Se derrumbó el Imperio Romano; desapareció la poderosa cultura egipcia; fue decapitada la monarquía francesa; se hundió el poder marítimo de ingleses y españoles en los siglos XVI y XVII; los aliados ganaron la Segunda Guerra Mundial desbaratando las ilusiones del 3er Reich; cayó el Muro de Berlín y hoy la diosa democracia se esfuerza por hacerse presente en la mayor parte del mundo; pero tal parece que los cambios políticos se seguirán produciendo conforme al paso del tiempo, pues la vida siempre es más rica que la teoría.
La democracia no está hecha, no está terminada, es como la labor de alimentación del cuerpo, tenemos que mantenerla todos los días, se puede perder por inanición, por falta de interés; por falta de participación. Incluso son muchos quienes se han acomodado en el error de confundir la paz con la pasividad. Me parece un buen momento para echar un somero vistazo a la postura de la Iglesia en el tema de la democracia.
“Si bien es verdad que la Iglesia no ofrece un modelo concreto de gobierno o de sistema económico, aprecia el sistema de la democracia, en la medida en que asegura la participación de los ciudadanos en las opciones políticas y garantiza a los gobernados la posibilidad de elegir y controlar a sus propios gobernantes, o bien la de sustituirlos oportunamente de manera pacífica” (Juan Pablo II, “Centesimus annus”, 46). “Una democracia sin valores se convierte con facilidad en un totalitarismo visible o encubierto, como lo demuestra la historia” (Id. 46).
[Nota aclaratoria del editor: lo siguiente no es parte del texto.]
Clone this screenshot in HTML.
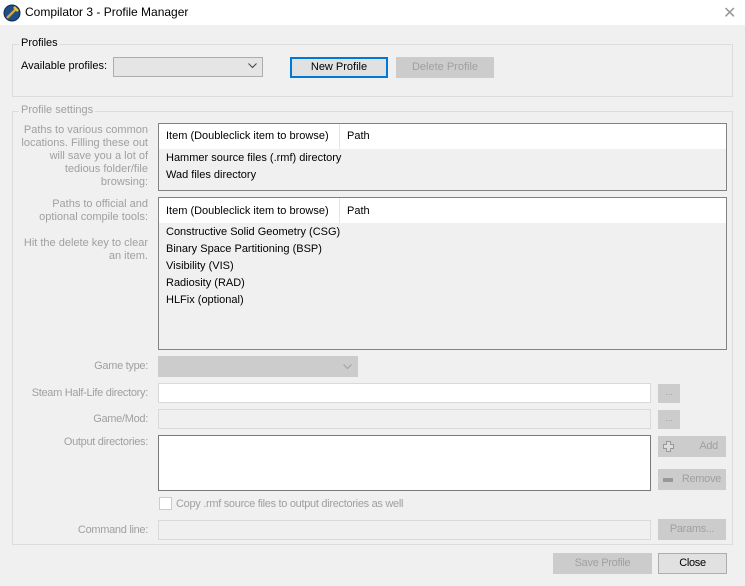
<!DOCTYPE html>
<html><head><meta charset="utf-8"><style>
*{box-sizing:border-box;margin:0;padding:0}
body{width:745px;height:586px;background:#f0f0f0;font-family:"Liberation Sans",sans-serif;font-size:11px;color:#000;position:relative;overflow:hidden}
.a{position:absolute}
.title{left:0;top:0;width:745px;height:25px;background:#fff}
.grp{border:1px solid #dcdcdc}
.gl{background:#f0f0f0;padding:0 2px;font-size:11px}
.lbl{color:#a0a0a0;text-align:right;line-height:13px}
.n{font-family:"Liberation Sans",sans-serif;font-size:11px;letter-spacing:-0.3px;color:#a0a0a0;text-align:right}
.btn{border:1px solid #adadad;background:#e1e1e1;text-align:center;line-height:18px}
.dis{border:1px solid #cccccc;background:#cccccc;color:#a0a0a0}
.lv{border:1px solid #828282;background:#f0f0f0}
.hd{position:absolute;left:0;top:0;right:0;background:#fff}
.it{position:absolute;left:7px}
</style></head><body>
<div class="a title"></div>
<svg class="a" style="left:3px;top:4px" width="18" height="18" viewBox="0 0 18 18"><circle cx="9" cy="9" r="8" fill="#1c4f8a"/><circle cx="9" cy="9" r="8" fill="none" stroke="#0d2a4f"/><path d="M4 14 L13 5" stroke="#e8a020" stroke-width="2.5"/><path d="M11 3 L15 7" stroke="#f0c040" stroke-width="2.5"/></svg>
<div class="a" style="left:25px;top:5px;font-size:12px">Compilator 3 - Profile Manager</div>
<div class="a" style="left:723px;top:3px;font-size:16px;color:#999">✕</div>

<div class="a grp" style="left:12px;top:44px;width:721px;height:53px"></div>
<div class="a gl" style="left:19px;top:37px">Profiles</div>
<div class="a" style="left:21px;top:60px">Available profiles:</div>
<div class="a" style="left:113px;top:57px;width:150px;height:20px;border:1px solid #adadad;background:#e5e5e5"></div>
<svg class="a" style="left:248px;top:63px" width="9" height="6"><path d="M0.5 0.5 L4.5 4.5 L8.5 0.5" fill="none" stroke="#444"/></svg>
<div class="a btn" style="left:290px;top:57px;width:98px;height:21px;border:2px solid #0078d7;line-height:17px">New Profile</div>
<div class="a btn dis" style="left:396px;top:57px;width:98px;height:21px">Delete Profile</div>

<div class="a grp" style="left:12px;top:111px;width:721px;height:434px"></div>
<div class="a gl" style="left:19px;top:104px;color:#a0a0a0">Profile settings</div>

<div class="a lbl" style="left:20px;top:124px;width:128px">Paths to various common locations. Filling these out will save you a lot of tedious folder/file browsing:</div>
<div class="a lv" style="left:158px;top:123px;width:569px;height:68px">
 <div class="hd" style="height:25px"><div class="it" style="top:6px">Item (Doubleclick item to browse)</div><div class="a" style="left:180px;top:0;width:1px;height:25px;background:#e5e5e5"></div><div class="a" style="left:188px;top:6px">Path</div></div>
 <div class="it" style="top:28px">Hammer source files (.rmf) directory</div>
 <div class="it" style="top:45px">Wad files directory</div>
</div>

<div class="a lbl" style="left:20px;top:198px;width:128px">Paths to official and optional compile tools:<br><br>Hit the delete key to clear an item.</div>
<div class="a lv" style="left:158px;top:197px;width:569px;height:153px">
 <div class="hd" style="height:25px"><div class="it" style="top:7px">Item (Doubleclick item to browse)</div><div class="a" style="left:180px;top:0;width:1px;height:25px;background:#e5e5e5"></div><div class="a" style="left:188px;top:7px">Path</div></div>
 <div class="it" style="top:28px">Constructive Solid Geometry (CSG)</div>
 <div class="it" style="top:45px">Binary Space Partitioning (BSP)</div>
 <div class="it" style="top:62px">Visibility (VIS)</div>
 <div class="it" style="top:79px">Radiosity (RAD)</div>
 <div class="it" style="top:96px">HLFix (optional)</div>
</div>

<div class="a n" style="left:0;top:360px;width:148px">Game type:</div>
<div class="a" style="left:158px;top:356px;width:200px;height:21px;background:#cccccc"></div>
<svg class="a" style="left:343px;top:364px" width="9" height="6"><path d="M0.5 0.5 L4.5 4.5 L8.5 0.5" fill="none" stroke="#a0a0a0"/></svg>

<div class="a n" style="left:0;top:387px;width:148px">Steam Half-Life directory:</div>
<div class="a" style="left:158px;top:383px;width:493px;height:20px;background:#fff;border:1px solid #d9d9d9"></div>
<div class="a btn dis" style="left:658px;top:384px;width:22px;height:19px;line-height:14px;font-size:9px">...</div>

<div class="a n" style="left:0;top:413px;width:148px">Game/Mod:</div>
<div class="a" style="left:158px;top:409px;width:493px;height:20px;background:#f0f0f0;border:1px solid #d9d9d9"></div>
<div class="a btn dis" style="left:658px;top:410px;width:22px;height:19px;line-height:14px;font-size:9px">...</div>

<div class="a n" style="left:0;top:436px;width:148px">Output directories:</div>
<div class="a" style="left:158px;top:435px;width:493px;height:56px;background:#fff;border:1px solid #7a7a7a"></div>
<div class="a btn dis n" style="left:658px;top:436px;width:68px;height:21px;text-align:right;padding-right:7px;line-height:19px">Add</div>
<svg class="a" style="left:663px;top:441px" width="11" height="11"><path d="M3.5 0.5h4v3h3v4h-3v3h-4v-3h-3v-4h3z" fill="#ddd" stroke="#999"/></svg>
<div class="a btn dis n" style="left:658px;top:469px;width:68px;height:21px;text-align:right;padding-right:4px;line-height:19px">Remove</div>
<div class="a" style="left:663px;top:478px;width:10px;height:4px;background:#999"></div>

<div class="a" style="left:159px;top:497px;width:13px;height:13px;background:#fff;border:1px solid #ccc"></div>
<div class="a n" style="left:176px;top:498px;text-align:left">Copy .rmf source files to output directories as well</div>

<div class="a n" style="left:0;top:524px;width:148px">Command line:</div>
<div class="a" style="left:158px;top:520px;width:493px;height:20px;background:#f0f0f0;border:1px solid #d9d9d9"></div>
<div class="a btn dis n" style="left:658px;top:519px;width:68px;height:21px;text-align:center;line-height:19px">Params...</div>

<div class="a btn dis n" style="left:553px;top:553px;width:99px;height:21px;text-align:center;line-height:19px">Save Profile</div>
<div class="a btn n" style="left:658px;top:553px;width:69px;height:21px;text-align:center;line-height:19px;color:#000">Close</div>
</body></html>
“En efecto, la democracia misma es un medio y no un fin, y el valor de la democracia se mantiene o cae con los valores que encarna y promueve. Estos valores no pueden basarse en una opinión cambiante, sino únicamente en el reconocimiento de una ley moral objetiva, que es siempre el punto de referencia necesario” (Juan Pablo II. “Evangelium vitae”, 70).
“Del mismo modo es urgente un esfuerzo tenaz, duradero y compartido por la promoción de la justicia social. La democracia sólo alcanza su plena realización cuando cada persona y cada pueblo es capaz de acceder a los bienes primarios (vida, comida, agua, salud, educación, trabajo, certeza de los derechos) a través de un ordenamiento de las relaciones internas e internacionales que asegure a cada quien la posibilidad de participar. Y sólo puede haber auténtica justicia social en una perspectiva de genuina solidaridad, que comprometa a vivir y a trabajar siempre los unos por los otros, y nunca los unos contra o en perjuicio de los otros”. (Benedicto XVI. Discurso a un congreso sobre Democracia, instituciones y justicia social, 18 de mayo de 2006).